簿記3級を取得すれば、社会のお金の流れの基本ルールを理解したということを意味します。先程お伝えしたように、経理・財務部門以外にも幅広い業務で活用できるスキルである以上、すべての職種において重宝される「万能の武器」と言っても過言ではありません。

さらに、簿記3級は、やがてはより難易度の高い簿記2級、簿記1級へも飛躍しうる資格です。その将来性についても、企業において評価されるポイントとなるでしょう。

個人事業における節税対策

自営業が活用する青色申告において、簿記3級の知識は役立ちます

青色申告は、自営業者の節税効果を高めるものです。青色申告を作成するには簿記3級の知識が必須なので、このスキルがなければ節税効果を得ることができません。したがって、自身が企業する際はもちろんのこと、個人事業で経営している会社に入社する際に、簿記3級の資格は重用されるでしょう。

個人事業においての節税対策

キャリアアップに役立つ

簿記3級は、キャリアアップに役立ちます

あくまでも、簿記3級自体は、簿記の基本的知識に関するものです。ただ、今後、簿記2級や簿記1級にステップアップをしていくための基盤づくりでもあるのです。さらに、ファイナンシャルプランナーや税理士、公認会計士などの専門的な資格を取得する際にも、この簿記3級で得た知識は役立つでしょう。

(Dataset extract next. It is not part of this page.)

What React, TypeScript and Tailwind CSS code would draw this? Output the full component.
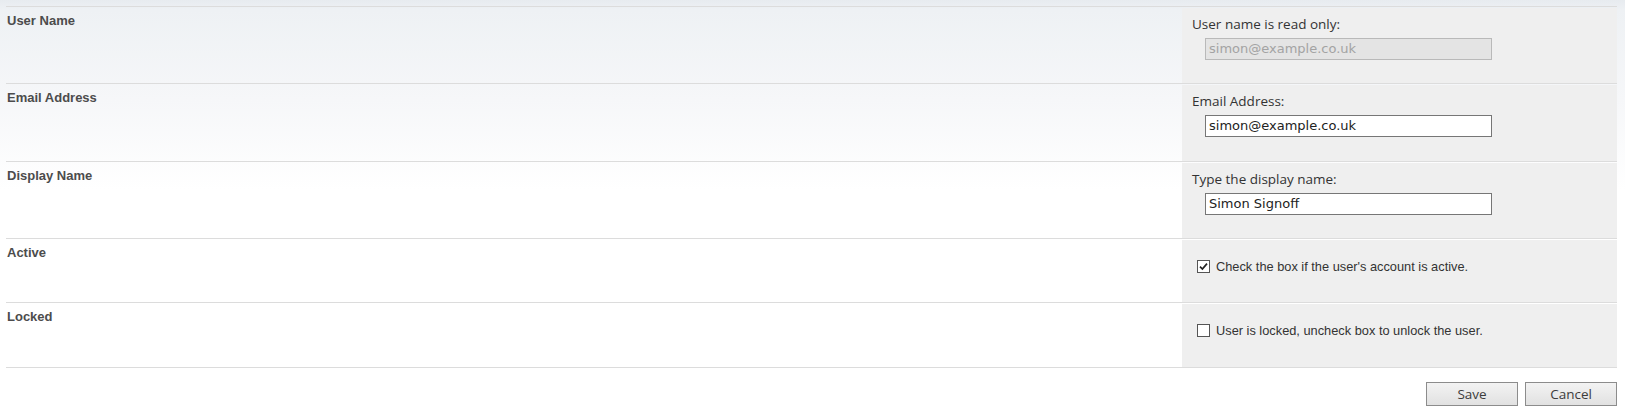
import React from "react";

type Row = {
  label: string;
  height: string;
  kind: "text" | "check";
  prompt: string;
  value?: string;
  readOnly?: boolean;
  checked?: boolean;
};

const rows: Row[] = [
  { label: "User Name", height: "h-[77px]", kind: "text", prompt: "User name is read only:", value: "simon@example.co.uk", readOnly: true },
  { label: "Email Address", height: "h-[78px]", kind: "text", prompt: "Email Address:", value: "simon@example.co.uk" },
  { label: "Display Name", height: "h-[77px]", kind: "text", prompt: "Type the display name:", value: "Simon Signoff" },
  { label: "Active", height: "h-[64px]", kind: "check", prompt: "Check the box if the user's account is active.", checked: true },
  { label: "Locked", height: "h-[65px]", kind: "check", prompt: "User is locked, uncheck box to unlock the user.", checked: false },
];

function CheckBox({ checked }: { checked?: boolean }) {
  return (
    <span className="flex h-[13px] w-[13px] shrink-0 items-center justify-center border border-[#555] bg-white">
      {checked && (
        <svg width="9" height="9" viewBox="0 0 9 9">
          <path d="M1 4.6 L3.4 7 L8 1.6" fill="none" stroke="#222" strokeWidth="1.7" />
        </svg>
      )}
    </span>
  );
}

function FieldRow({ row }: { row: Row }) {
  return (
    <div className={`flex border-t border-[#dcdcdc] ${row.height}`}>
      <div className="flex-1 pl-px pt-[6px] font-['Liberation_Sans',Arial,sans-serif] text-[13px] font-bold leading-[16px] text-[#4c4c4c]">
        {row.label}
      </div>
      <div className="mt-px w-[435px] bg-[#efefef]">
        {row.kind === "text" ? (
          <div className="pl-[10px] pt-[7px]">
            <div className="font-['Open_Sans',sans-serif] text-[13.5px] leading-[19px] text-[#333]">{row.prompt}</div>
            <div
              className={`ml-[13px] mt-[4px] flex h-[22px] w-[287px] items-center px-[3px] font-['DejaVu_Sans',Verdana,sans-serif] text-[13px] ${
                row.readOnly
                  ? "border border-[#b9b9b9] bg-[#e4e4e4] text-[#a3a3a3]"
                  : "border border-[#767676] bg-white text-[#222]"
              }`}
            >
              {row.value}
            </div>
          </div>
        ) : (
          <div className="flex items-center gap-[6px] pl-[15px] pt-[20px] font-['Liberation_Sans',Arial,sans-serif] text-[12.8px] leading-[13px] text-[#333]">
            <CheckBox checked={row.checked} />
            <span>{row.prompt}</span>
          </div>
        )}
      </div>
    </div>
  );
}

function Button({ children }: { children: React.ReactNode }) {
  return (
    <button
      type="button"
      className="h-[24px] w-[92px] border border-[#8c8c8c] bg-[linear-gradient(to_bottom,#f3f3f3,#e1e1e1)] font-['Open_Sans',sans-serif] text-[13.5px] text-[#3c3c3c]"
    >
      {children}
    </button>
  );
}

export default function App() {
  return (
    <div className="min-h-[411px] w-[1625px] bg-[linear-gradient(to_bottom,#e7ebef_0px,#eef1f4_10px,#f6f7f9_100px,#ffffff_190px)]">
      <div className="ml-[6px] w-[1611px] pt-[6px]">
        {rows.map((r) => (
          <FieldRow key={r.label} row={r} />
        ))}
        <div className="border-t border-[#dcdcdc]" />
        <div className="flex justify-end gap-[7px] pt-[14px]">
          <Button>Save</Button>
          <Button>Cancel</Button>
        </div>
      </div>
    </div>
  );
}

もし、このような難易度の高い資格の取得に繋がれば、さらに転職で有利に扱われるでしょう。即戦力としての活躍を求められるようになれば転職先でも高い評価が得られますし、年収ややりがいなど、いろいろな面においてキャリアアップを期待できます。

分析力が高まる

簿記3級は、分析力を高めることに役立ちます

簿記には数字が多く出てきます。正しく理解した簿記の知識を活用し、登場する数字を正しく処理するのが簿記の正体です。つまり、数値の処理、分析力を養うことができるのです。

このように養われた分析力は、社会で活躍する上で、多方面において活かすことができます。

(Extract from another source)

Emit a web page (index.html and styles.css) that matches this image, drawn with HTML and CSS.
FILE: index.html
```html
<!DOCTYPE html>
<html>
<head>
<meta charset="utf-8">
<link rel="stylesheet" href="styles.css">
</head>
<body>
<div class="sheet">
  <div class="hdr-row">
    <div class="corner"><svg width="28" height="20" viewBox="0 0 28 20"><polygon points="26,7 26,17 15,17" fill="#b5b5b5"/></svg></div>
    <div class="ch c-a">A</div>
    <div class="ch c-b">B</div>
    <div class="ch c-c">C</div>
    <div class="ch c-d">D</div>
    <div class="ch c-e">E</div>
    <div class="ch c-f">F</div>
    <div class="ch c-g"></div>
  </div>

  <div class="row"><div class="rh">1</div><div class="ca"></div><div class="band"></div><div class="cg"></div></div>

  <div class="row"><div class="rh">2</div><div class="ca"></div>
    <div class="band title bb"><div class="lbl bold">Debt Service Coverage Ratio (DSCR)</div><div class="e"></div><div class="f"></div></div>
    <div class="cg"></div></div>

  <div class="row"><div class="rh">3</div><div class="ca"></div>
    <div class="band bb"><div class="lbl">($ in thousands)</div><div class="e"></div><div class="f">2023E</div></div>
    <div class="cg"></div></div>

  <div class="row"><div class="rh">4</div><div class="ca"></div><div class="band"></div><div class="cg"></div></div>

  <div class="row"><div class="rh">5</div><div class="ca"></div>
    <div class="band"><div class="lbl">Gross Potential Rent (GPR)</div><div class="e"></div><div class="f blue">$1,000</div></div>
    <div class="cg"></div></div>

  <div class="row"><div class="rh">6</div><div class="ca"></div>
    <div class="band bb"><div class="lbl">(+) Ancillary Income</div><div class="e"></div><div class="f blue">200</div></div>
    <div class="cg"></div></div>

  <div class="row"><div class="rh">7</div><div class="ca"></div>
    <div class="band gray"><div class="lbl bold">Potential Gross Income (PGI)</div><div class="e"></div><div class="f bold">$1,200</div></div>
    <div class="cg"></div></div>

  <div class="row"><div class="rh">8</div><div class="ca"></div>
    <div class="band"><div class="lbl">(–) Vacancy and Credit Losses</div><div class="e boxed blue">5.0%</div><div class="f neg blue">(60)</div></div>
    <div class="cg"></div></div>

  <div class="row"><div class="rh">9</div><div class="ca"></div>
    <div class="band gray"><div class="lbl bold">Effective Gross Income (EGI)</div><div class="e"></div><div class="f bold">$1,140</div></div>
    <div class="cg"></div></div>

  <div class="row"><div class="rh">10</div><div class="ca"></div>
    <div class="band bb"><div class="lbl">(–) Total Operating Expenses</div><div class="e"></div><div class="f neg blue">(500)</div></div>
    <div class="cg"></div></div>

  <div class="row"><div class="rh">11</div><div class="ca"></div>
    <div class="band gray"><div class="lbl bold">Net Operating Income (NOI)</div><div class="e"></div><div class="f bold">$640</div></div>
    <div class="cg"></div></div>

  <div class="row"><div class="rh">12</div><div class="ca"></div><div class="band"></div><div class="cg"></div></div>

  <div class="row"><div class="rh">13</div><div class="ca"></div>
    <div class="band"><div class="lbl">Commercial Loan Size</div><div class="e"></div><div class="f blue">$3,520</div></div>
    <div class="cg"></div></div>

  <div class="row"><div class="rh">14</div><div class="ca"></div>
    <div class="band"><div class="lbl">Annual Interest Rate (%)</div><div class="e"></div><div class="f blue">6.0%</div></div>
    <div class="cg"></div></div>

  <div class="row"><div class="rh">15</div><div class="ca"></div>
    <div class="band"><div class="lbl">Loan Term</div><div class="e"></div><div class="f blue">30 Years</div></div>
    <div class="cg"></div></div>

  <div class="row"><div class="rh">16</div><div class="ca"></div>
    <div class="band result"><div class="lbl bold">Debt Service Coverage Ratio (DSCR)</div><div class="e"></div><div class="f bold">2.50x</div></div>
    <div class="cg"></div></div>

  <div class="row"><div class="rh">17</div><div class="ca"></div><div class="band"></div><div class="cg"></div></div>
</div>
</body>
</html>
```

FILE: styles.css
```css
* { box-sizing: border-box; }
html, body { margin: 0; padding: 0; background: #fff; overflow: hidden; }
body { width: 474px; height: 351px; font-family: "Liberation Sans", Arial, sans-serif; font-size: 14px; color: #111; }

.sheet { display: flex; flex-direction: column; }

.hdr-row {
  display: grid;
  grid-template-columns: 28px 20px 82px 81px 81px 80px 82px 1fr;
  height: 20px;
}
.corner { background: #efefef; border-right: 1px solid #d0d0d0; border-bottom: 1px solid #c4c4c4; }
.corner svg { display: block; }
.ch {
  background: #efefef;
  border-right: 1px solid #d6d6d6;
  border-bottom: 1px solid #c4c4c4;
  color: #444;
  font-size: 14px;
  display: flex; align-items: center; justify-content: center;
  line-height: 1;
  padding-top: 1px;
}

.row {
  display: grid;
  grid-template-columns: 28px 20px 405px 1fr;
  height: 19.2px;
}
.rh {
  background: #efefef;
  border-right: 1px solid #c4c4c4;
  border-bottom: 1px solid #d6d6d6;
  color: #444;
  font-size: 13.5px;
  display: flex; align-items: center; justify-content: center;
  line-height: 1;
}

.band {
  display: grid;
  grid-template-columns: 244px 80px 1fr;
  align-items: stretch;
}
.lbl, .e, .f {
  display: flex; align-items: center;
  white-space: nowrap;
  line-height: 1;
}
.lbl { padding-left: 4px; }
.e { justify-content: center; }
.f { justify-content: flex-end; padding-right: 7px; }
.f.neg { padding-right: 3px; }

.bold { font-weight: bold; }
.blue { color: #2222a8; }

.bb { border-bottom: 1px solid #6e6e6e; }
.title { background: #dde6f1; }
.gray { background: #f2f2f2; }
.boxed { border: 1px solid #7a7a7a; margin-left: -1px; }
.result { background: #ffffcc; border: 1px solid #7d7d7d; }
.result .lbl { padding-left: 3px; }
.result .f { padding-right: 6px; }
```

例えば、個人で資産や株に投資をする際、数値に基づく客観的な分析予測は必須です。また、研究職や開発職などにおいても、予算を組む際に経営者へ賃借対照表や損益計算書を示して提案することで、より理解が得られやすくなるでしょう。

副業や今後の独立に役立つ

簿記3級は、副業や今後の独立に役立ちます

例えば、アフィリエイトなどの副業で収益を上げている人は、確定申告の際、会社以外の給与について自ら確定申告をしなければいけない場合があります。簿記3級の知識があれば、費用の仕分けなどに困りません。節税対策を練ることもできるので、より副業による利益率を高めることができるでしょう。

もちろん、独立する際にはすべての経理処理を自ら行わなければいけないので、簿記3級のスキルはより役立ちます。

まとめ

以上のように、簿記3級は、すべてのビジネスシーンに通用するものです。そして、簿記3級の知識があれば、すべてのビジネスシーンの仕組みがより深く理解できるので、仕事がより一層楽しくなるでしょう。

中には、「簿記3級程度の知識で足りるの?2級まで取らなければ意味がないんじゃないの?」と疑念を抱く人もいるかもしれません。もちろん、簿記2級を取得すればより広く深く知識を活用できる場面は増えますが、それは「簿記3級に意味がない」ということにはなりません。むしろ、簿記3級を取得することではじめて、簿記2級などの高度な資格への道が広がるのです。

簿記3級は、就職、転職、そして、あらゆる仕事において役立つものです。そして、その資格取得の難易度は高いものではありません。地道な勉強を重ねるだけで確実に取得できるので、ぜひご検討ください!